- _Materials provided_
==========

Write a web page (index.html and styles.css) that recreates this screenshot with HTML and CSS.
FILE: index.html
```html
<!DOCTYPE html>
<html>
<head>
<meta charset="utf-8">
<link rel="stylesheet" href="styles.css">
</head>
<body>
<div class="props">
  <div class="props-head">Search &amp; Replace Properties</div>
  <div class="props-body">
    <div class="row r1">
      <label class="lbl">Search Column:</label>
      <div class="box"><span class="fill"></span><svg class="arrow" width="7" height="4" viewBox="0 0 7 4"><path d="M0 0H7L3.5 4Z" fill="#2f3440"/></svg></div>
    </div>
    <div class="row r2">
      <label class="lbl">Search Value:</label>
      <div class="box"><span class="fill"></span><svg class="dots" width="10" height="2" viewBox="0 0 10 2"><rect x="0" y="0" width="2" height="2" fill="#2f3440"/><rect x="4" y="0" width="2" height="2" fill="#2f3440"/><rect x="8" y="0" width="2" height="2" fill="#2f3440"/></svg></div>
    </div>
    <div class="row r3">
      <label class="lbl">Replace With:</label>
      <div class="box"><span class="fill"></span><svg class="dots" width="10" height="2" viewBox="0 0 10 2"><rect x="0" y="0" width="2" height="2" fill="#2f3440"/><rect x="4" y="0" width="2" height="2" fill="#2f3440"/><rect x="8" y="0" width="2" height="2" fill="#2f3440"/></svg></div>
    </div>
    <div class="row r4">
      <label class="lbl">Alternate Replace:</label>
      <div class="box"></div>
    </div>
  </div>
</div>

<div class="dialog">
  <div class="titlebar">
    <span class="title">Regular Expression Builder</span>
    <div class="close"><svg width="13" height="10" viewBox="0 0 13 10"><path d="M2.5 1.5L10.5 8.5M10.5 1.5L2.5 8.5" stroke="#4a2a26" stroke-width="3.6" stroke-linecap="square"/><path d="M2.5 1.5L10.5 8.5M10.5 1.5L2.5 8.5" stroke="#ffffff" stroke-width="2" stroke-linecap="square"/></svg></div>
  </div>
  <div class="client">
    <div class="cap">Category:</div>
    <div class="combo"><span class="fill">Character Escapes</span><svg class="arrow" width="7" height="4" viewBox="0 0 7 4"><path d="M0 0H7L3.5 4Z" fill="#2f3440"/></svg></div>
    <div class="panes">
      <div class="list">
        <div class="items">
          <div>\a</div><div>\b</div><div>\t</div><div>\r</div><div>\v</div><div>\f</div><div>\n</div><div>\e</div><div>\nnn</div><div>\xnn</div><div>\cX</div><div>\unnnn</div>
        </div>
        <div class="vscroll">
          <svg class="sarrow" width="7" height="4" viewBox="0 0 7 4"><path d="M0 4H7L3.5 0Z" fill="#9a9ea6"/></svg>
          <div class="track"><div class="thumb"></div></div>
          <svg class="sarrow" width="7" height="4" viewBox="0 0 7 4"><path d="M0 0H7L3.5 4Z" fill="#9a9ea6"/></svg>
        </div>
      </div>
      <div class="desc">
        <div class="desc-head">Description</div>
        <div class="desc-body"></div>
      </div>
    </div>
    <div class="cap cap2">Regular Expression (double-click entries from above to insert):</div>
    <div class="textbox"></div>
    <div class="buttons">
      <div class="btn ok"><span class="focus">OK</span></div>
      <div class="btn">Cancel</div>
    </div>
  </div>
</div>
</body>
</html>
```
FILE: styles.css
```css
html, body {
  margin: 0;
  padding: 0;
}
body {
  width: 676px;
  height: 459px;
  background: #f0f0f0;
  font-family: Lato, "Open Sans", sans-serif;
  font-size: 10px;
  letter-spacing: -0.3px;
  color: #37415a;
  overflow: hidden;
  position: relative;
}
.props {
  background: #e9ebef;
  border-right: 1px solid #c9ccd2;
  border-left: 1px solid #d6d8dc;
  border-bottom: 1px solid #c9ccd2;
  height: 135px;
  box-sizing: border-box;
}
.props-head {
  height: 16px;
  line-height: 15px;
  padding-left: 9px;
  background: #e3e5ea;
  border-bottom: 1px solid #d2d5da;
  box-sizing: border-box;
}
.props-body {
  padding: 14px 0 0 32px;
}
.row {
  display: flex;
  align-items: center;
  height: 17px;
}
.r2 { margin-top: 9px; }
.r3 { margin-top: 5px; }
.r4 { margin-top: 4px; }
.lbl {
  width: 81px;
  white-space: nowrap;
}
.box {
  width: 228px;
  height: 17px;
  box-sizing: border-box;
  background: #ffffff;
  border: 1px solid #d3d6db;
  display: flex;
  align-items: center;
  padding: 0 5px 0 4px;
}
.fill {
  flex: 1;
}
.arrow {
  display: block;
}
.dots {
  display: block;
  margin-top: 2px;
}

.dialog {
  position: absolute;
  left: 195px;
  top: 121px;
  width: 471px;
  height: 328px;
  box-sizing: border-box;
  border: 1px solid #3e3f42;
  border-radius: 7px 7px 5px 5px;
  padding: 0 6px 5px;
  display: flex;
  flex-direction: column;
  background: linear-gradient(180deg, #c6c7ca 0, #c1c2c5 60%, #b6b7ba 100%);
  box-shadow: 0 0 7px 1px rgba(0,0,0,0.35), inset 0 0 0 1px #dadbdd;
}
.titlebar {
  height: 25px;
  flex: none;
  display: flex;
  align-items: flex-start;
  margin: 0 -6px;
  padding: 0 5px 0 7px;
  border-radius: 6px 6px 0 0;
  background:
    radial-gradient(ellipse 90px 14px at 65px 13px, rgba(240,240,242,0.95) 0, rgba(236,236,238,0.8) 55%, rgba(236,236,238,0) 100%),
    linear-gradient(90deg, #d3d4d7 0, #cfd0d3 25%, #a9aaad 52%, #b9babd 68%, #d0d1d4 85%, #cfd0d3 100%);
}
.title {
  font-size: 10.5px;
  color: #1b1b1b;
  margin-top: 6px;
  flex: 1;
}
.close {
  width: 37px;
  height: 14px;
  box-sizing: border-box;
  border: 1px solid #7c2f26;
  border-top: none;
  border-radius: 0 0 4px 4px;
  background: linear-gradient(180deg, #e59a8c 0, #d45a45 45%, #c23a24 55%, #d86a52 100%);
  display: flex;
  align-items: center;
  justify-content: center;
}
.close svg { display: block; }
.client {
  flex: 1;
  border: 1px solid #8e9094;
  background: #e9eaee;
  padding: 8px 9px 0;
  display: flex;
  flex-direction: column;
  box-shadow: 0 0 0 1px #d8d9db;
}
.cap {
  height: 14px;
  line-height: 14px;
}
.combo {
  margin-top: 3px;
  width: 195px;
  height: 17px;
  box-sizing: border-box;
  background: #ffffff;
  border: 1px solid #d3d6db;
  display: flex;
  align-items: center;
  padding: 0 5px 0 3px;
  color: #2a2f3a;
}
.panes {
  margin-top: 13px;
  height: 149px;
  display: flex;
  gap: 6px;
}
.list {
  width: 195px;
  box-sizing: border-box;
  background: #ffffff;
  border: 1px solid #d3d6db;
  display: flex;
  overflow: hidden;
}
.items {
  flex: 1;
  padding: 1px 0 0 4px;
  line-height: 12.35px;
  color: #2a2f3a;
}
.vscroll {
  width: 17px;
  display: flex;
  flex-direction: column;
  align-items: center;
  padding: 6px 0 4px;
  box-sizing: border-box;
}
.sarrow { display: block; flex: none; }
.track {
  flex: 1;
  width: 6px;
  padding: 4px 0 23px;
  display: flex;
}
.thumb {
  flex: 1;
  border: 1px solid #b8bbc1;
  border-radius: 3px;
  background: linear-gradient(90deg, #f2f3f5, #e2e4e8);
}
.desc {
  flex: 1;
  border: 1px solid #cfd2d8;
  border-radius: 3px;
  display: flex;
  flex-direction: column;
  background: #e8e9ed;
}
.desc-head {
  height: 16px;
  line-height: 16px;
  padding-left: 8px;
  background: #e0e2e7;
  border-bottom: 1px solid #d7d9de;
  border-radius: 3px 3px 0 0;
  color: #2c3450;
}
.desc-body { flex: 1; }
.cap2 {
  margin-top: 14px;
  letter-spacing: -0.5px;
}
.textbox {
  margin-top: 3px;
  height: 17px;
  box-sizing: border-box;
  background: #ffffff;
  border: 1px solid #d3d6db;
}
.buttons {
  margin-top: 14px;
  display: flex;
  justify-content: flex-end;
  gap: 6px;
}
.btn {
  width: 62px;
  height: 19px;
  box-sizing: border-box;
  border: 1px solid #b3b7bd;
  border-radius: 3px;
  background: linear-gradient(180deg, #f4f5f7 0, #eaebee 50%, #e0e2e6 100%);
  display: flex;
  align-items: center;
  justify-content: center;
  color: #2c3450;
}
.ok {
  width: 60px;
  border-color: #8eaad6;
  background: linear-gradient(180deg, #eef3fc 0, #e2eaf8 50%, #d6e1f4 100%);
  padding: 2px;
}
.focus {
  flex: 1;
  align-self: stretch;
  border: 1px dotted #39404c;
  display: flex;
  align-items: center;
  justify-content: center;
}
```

==========

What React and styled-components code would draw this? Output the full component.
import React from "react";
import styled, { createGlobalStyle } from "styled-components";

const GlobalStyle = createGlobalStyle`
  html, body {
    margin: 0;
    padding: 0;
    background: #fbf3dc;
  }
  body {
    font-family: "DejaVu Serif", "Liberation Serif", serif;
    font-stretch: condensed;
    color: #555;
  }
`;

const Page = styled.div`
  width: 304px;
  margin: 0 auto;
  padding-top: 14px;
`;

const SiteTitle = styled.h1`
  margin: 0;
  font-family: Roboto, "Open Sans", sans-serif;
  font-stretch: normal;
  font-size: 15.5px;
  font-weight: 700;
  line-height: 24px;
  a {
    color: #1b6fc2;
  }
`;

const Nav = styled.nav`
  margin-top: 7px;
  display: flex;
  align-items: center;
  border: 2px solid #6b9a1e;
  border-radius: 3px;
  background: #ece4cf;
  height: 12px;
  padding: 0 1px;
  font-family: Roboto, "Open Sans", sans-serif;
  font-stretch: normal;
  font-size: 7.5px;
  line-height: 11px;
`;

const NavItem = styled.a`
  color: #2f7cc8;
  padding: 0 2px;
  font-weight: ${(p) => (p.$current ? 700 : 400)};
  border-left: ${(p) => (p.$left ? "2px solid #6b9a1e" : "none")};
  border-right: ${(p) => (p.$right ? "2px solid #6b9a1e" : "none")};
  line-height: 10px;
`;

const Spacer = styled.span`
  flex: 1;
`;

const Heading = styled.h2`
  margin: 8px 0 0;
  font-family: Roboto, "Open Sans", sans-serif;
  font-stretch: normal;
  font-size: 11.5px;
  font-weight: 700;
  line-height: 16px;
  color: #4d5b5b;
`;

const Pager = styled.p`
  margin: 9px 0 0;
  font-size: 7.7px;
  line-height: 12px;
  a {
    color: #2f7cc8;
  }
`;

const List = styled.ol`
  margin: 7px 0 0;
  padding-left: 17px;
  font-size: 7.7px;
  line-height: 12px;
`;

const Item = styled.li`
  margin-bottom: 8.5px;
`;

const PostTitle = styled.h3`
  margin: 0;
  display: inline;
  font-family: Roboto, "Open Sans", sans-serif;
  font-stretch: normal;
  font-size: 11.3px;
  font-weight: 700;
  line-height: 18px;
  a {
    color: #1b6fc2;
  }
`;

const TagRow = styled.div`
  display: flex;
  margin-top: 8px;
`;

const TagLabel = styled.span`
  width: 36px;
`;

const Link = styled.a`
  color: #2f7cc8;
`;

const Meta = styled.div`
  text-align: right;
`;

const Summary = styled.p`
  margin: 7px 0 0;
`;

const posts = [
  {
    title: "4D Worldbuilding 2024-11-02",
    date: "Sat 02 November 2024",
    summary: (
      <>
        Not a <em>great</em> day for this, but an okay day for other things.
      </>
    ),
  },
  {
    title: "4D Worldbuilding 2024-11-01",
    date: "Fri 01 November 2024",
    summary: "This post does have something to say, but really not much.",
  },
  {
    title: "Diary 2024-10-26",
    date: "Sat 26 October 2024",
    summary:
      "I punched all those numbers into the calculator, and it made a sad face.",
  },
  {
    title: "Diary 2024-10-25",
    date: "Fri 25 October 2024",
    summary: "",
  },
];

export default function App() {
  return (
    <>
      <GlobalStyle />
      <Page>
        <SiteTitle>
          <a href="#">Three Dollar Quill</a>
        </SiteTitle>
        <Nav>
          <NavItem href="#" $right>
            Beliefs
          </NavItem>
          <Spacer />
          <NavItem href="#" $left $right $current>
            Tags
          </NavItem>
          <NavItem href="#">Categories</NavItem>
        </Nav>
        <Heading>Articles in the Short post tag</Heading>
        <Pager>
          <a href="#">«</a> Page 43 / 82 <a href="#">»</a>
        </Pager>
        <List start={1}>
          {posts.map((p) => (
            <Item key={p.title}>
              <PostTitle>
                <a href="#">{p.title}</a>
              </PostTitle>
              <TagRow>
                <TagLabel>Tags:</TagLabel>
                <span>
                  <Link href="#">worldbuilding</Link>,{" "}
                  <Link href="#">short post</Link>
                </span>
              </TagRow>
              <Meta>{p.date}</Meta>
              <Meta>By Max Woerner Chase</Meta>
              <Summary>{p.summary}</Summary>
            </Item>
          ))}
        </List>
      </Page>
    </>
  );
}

==========

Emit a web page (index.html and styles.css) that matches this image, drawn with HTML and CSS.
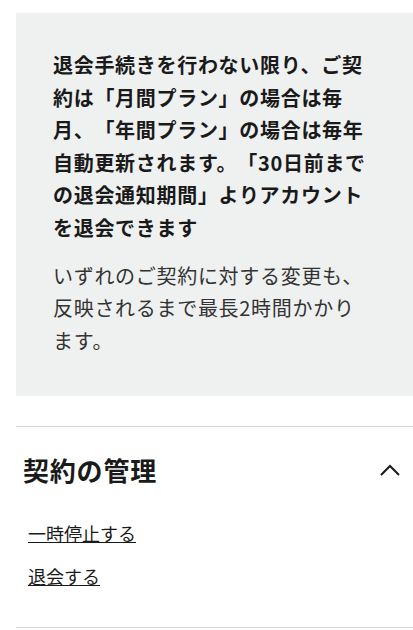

==========

- _Objective_
All lines holding the word "components" should be picked out and copied.

- _Response to this task_
What React and styled-components code would draw this? Output the full component.
import styled, { createGlobalStyle } from "styled-components";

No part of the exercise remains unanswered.